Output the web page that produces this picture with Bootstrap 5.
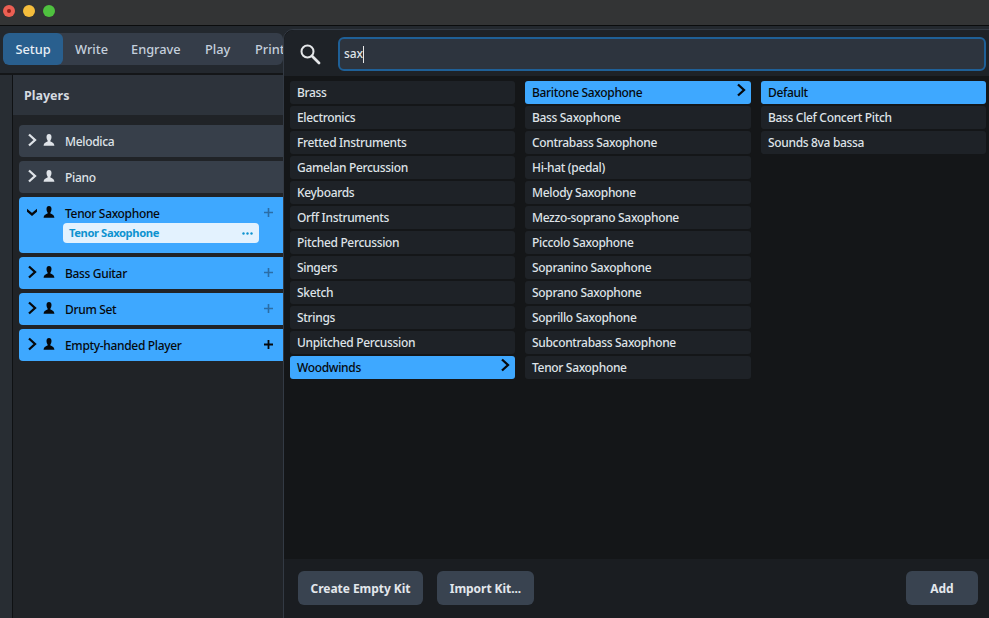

* * *

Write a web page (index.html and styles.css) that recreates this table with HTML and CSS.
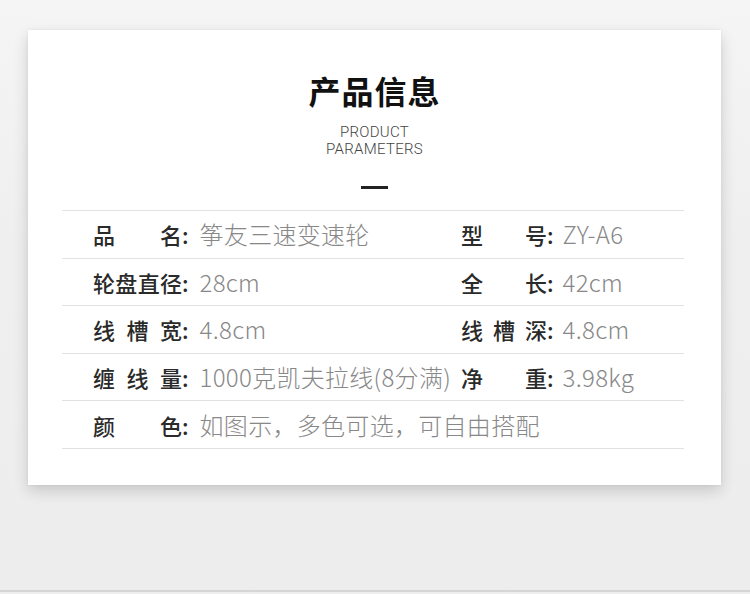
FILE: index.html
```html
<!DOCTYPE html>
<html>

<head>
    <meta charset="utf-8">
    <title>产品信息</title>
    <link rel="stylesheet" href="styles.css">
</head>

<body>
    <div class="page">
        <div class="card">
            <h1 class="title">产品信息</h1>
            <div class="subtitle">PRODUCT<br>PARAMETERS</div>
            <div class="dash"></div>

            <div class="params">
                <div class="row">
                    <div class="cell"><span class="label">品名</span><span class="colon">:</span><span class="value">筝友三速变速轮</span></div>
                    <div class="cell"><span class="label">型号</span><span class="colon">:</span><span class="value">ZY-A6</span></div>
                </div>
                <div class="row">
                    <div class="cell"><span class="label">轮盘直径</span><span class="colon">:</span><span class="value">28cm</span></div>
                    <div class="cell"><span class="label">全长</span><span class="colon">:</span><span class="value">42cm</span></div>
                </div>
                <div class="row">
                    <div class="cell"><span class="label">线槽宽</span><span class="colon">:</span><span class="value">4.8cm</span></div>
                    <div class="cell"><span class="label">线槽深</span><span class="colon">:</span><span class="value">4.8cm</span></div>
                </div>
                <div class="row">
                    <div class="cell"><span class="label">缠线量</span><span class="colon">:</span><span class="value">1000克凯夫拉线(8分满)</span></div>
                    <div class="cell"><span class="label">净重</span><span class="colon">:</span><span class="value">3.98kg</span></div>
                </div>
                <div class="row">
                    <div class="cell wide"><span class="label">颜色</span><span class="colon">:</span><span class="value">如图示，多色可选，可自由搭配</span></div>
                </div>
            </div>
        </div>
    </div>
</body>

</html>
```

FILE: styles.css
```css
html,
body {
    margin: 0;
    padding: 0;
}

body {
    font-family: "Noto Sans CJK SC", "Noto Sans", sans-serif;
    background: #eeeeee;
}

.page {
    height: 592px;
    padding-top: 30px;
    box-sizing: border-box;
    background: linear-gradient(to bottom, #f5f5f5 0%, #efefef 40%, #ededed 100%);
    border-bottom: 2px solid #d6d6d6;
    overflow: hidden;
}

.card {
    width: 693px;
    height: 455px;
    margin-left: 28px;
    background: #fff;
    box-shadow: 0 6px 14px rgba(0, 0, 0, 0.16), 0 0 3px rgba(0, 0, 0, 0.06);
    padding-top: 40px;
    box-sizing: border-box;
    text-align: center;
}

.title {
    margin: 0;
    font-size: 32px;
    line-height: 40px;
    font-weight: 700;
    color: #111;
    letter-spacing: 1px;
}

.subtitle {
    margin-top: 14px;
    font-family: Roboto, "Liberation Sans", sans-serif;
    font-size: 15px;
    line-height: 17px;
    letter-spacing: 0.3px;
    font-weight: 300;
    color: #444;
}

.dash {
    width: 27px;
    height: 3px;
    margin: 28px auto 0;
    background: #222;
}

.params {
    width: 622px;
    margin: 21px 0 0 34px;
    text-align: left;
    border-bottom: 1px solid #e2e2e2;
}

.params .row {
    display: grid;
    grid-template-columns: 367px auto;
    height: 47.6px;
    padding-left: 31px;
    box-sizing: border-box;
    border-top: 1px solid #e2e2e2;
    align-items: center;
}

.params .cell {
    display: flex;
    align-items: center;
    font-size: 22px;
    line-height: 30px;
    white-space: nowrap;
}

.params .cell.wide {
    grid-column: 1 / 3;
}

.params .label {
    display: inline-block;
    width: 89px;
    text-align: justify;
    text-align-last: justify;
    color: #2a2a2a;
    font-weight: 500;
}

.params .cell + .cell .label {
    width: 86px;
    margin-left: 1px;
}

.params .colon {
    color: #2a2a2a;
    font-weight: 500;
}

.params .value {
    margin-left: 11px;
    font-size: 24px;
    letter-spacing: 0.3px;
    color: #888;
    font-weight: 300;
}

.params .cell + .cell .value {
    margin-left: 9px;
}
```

---

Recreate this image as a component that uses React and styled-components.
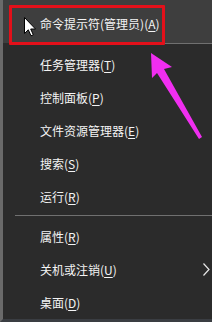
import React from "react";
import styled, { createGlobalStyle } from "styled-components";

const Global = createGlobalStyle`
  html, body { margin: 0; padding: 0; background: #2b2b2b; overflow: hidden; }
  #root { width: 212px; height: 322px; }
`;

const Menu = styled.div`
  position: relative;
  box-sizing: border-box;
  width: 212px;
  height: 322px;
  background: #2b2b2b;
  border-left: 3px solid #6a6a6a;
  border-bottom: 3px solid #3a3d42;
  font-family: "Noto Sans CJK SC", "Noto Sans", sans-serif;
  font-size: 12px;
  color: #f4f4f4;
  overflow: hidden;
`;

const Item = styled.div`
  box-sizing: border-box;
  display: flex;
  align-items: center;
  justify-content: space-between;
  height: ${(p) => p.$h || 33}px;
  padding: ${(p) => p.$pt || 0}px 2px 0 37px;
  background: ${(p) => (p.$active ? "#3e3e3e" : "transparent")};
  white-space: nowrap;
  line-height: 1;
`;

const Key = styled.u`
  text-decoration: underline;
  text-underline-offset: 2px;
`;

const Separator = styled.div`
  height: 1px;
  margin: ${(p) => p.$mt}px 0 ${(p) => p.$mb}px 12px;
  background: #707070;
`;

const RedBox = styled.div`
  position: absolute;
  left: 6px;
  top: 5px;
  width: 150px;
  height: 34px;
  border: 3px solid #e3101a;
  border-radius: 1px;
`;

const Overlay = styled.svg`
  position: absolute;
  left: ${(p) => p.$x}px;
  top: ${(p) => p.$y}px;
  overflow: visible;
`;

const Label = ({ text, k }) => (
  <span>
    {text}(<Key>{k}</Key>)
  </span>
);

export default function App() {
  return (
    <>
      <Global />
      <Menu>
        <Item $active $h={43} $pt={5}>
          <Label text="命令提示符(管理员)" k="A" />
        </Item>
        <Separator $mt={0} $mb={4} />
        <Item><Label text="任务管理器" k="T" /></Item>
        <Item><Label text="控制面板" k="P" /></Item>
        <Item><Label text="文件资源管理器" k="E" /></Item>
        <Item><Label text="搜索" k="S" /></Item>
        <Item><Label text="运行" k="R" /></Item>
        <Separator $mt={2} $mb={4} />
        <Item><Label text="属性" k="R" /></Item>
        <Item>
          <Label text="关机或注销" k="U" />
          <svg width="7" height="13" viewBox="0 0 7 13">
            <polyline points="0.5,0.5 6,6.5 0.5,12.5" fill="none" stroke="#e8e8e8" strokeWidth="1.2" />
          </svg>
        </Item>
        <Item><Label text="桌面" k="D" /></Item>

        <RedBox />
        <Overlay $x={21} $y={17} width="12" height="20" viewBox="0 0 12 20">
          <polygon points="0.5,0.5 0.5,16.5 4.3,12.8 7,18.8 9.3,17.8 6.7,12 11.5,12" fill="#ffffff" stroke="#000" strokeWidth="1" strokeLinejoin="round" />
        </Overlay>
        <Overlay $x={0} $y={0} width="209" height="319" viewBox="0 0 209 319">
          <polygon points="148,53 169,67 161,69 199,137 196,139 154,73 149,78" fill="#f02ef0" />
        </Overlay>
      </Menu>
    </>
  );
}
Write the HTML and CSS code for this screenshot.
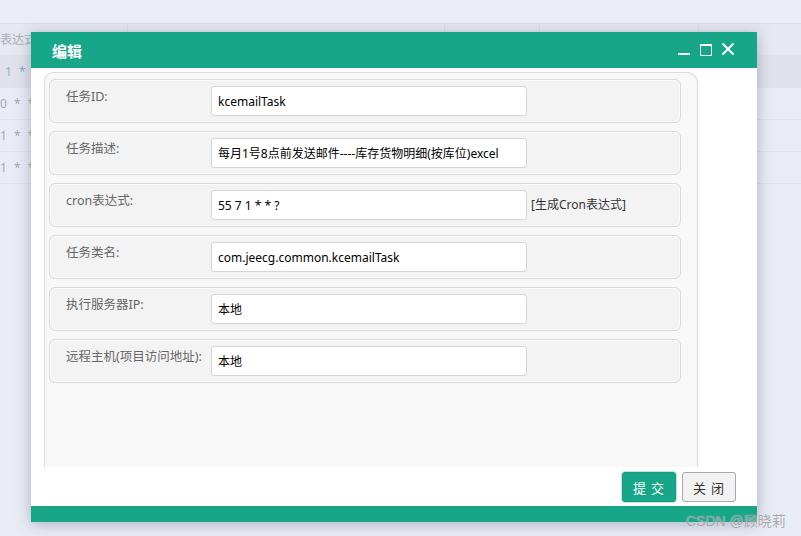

> DIRECTION: Collect each line holding the string "React".

> OUTPUT FOR THIS EXERCISE:
Recreate this image as a component that uses React and styled-components.
import React from "react";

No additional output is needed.